##### Given information #####
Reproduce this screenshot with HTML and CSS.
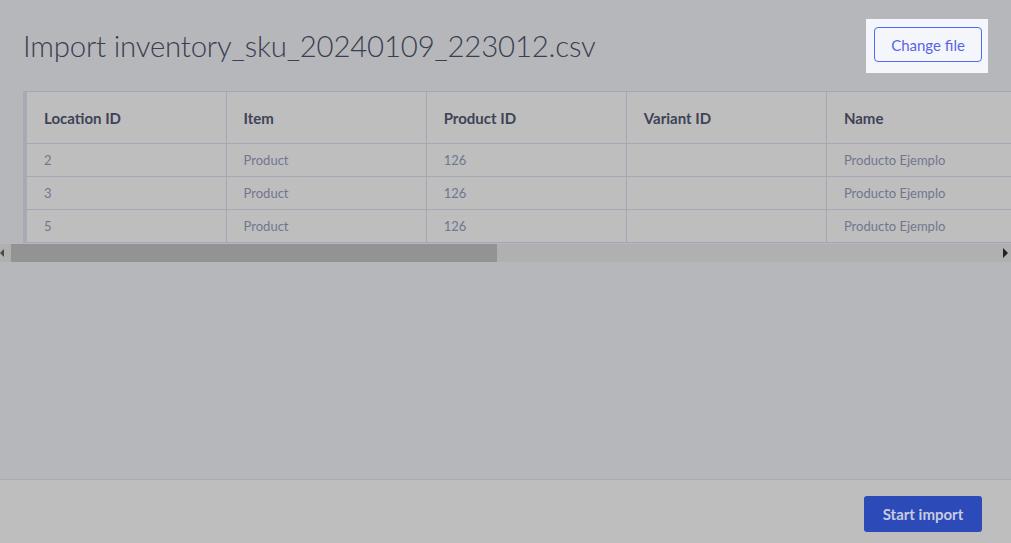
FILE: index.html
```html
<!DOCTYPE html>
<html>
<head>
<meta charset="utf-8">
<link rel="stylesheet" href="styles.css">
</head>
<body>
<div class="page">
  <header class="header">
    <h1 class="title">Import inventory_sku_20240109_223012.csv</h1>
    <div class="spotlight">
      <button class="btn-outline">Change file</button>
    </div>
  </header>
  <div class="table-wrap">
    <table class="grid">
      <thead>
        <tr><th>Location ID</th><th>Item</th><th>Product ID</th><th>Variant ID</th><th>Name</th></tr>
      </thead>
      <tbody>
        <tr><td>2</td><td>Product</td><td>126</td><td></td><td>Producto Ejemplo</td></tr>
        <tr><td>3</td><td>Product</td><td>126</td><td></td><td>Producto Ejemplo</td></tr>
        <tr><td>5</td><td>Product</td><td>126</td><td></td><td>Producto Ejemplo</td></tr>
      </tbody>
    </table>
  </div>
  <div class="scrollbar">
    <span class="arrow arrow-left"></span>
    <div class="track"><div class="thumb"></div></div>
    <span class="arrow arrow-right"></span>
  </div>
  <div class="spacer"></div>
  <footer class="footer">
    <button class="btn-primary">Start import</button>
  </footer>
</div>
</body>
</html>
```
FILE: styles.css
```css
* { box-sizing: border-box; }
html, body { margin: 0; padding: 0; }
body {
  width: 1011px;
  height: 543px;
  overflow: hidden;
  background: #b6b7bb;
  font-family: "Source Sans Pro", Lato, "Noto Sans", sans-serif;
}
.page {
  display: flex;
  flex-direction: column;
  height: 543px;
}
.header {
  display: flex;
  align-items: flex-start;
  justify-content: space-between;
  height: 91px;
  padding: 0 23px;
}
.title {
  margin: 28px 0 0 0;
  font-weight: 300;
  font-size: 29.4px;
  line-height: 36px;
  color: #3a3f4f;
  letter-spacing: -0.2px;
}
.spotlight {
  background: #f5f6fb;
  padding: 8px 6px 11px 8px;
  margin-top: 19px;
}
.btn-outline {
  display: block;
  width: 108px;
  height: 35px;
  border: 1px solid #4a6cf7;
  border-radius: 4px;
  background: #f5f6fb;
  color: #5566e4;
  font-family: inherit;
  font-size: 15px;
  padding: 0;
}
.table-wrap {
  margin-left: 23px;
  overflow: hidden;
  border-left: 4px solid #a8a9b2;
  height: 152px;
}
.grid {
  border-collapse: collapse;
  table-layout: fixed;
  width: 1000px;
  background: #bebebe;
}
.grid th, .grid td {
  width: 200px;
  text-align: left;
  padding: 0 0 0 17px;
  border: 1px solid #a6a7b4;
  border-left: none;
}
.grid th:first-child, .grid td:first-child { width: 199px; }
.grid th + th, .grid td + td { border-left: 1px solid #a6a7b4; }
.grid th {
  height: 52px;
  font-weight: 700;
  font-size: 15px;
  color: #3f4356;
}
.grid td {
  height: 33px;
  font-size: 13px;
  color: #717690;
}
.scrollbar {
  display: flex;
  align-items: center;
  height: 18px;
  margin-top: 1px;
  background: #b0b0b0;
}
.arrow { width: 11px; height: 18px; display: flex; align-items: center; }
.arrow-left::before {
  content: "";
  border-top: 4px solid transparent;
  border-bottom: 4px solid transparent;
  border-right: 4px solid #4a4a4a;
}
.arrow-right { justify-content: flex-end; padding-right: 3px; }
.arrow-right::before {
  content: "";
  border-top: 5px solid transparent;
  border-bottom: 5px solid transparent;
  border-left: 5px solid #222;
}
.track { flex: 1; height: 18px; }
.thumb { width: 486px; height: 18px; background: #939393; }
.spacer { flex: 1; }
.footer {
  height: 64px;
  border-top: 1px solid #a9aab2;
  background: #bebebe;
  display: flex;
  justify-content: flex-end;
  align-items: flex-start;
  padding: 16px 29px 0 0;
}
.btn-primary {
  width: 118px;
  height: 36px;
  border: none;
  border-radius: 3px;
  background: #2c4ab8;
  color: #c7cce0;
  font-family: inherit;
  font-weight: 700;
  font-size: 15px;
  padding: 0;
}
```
#####
**What you should do**
Return the listing above in full and without alteration, excluding its pictures.

**Output of the exercise**
Reproduce this screenshot with HTML and CSS.
FILE: index.html
```html
<!DOCTYPE html>
<html>
<head>
<meta charset="utf-8">
<link rel="stylesheet" href="styles.css">
</head>
<body>
<div class="page">
  <header class="header">
    <h1 class="title">Import inventory_sku_20240109_223012.csv</h1>
    <div class="spotlight">
      <button class="btn-outline">Change file</button>
    </div>
  </header>
  <div class="table-wrap">
    <table class="grid">
      <thead>
        <tr><th>Location ID</th><th>Item</th><th>Product ID</th><th>Variant ID</th><th>Name</th></tr>
      </thead>
      <tbody>
        <tr><td>2</td><td>Product</td><td>126</td><td></td><td>Producto Ejemplo</td></tr>
        <tr><td>3</td><td>Product</td><td>126</td><td></td><td>Producto Ejemplo</td></tr>
        <tr><td>5</td><td>Product</td><td>126</td><td></td><td>Producto Ejemplo</td></tr>
      </tbody>
    </table>
  </div>
  <div class="scrollbar">
    <span class="arrow arrow-left"></span>
    <div class="track"><div class="thumb"></div></div>
    <span class="arrow arrow-right"></span>
  </div>
  <div class="spacer"></div>
  <footer class="footer">
    <button class="btn-primary">Start import</button>
  </footer>
</div>
</body>
</html>
```
FILE: styles.css
```css
* { box-sizing: border-box; }
html, body { margin: 0; padding: 0; }
body {
  width: 1011px;
  height: 543px;
  overflow: hidden;
  background: #b6b7bb;
  font-family: "Source Sans Pro", Lato, "Noto Sans", sans-serif;
}
.page {
  display: flex;
  flex-direction: column;
  height: 543px;
}
.header {
  display: flex;
  align-items: flex-start;
  justify-content: space-between;
  height: 91px;
  padding: 0 23px;
}
.title {
  margin: 28px 0 0 0;
  font-weight: 300;
  font-size: 29.4px;
  line-height: 36px;
  color: #3a3f4f;
  letter-spacing: -0.2px;
}
.spotlight {
  background: #f5f6fb;
  padding: 8px 6px 11px 8px;
  margin-top: 19px;
}
.btn-outline {
  display: block;
  width: 108px;
  height: 35px;
  border: 1px solid #4a6cf7;
  border-radius: 4px;
  background: #f5f6fb;
  color: #5566e4;
  font-family: inherit;
  font-size: 15px;
  padding: 0;
}
.table-wrap {
  margin-left: 23px;
  overflow: hidden;
  border-left: 4px solid #a8a9b2;
  height: 152px;
}
.grid {
  border-collapse: collapse;
  table-layout: fixed;
  width: 1000px;
  background: #bebebe;
}
.grid th, .grid td {
  width: 200px;
  text-align: left;
  padding: 0 0 0 17px;
  border: 1px solid #a6a7b4;
  border-left: none;
}
.grid th:first-child, .grid td:first-child { width: 199px; }
.grid th + th, .grid td + td { border-left: 1px solid #a6a7b4; }
.grid th {
  height: 52px;
  font-weight: 700;
  font-size: 15px;
  color: #3f4356;
}
.grid td {
  height: 33px;
  font-size: 13px;
  color: #717690;
}
.scrollbar {
  display: flex;
  align-items: center;
  height: 18px;
  margin-top: 1px;
  background: #b0b0b0;
}
.arrow { width: 11px; height: 18px; display: flex; align-items: center; }
.arrow-left::before {
  content: "";
  border-top: 4px solid transparent;
  border-bottom: 4px solid transparent;
  border-right: 4px solid #4a4a4a;
}
.arrow-right { justify-content: flex-end; padding-right: 3px; }
.arrow-right::before {
  content: "";
  border-top: 5px solid transparent;
  border-bottom: 5px solid transparent;
  border-left: 5px solid #222;
}
.track { flex: 1; height: 18px; }
.thumb { width: 486px; height: 18px; background: #939393; }
.spacer { flex: 1; }
.footer {
  height: 64px;
  border-top: 1px solid #a9aab2;
  background: #bebebe;
  display: flex;
  justify-content: flex-end;
  align-items: flex-start;
  padding: 16px 29px 0 0;
}
.btn-primary {
  width: 118px;
  height: 36px;
  border: none;
  border-radius: 3px;
  background: #2c4ab8;
  color: #c7cce0;
  font-family: inherit;
  font-weight: 700;
  font-size: 15px;
  padding: 0;
}
```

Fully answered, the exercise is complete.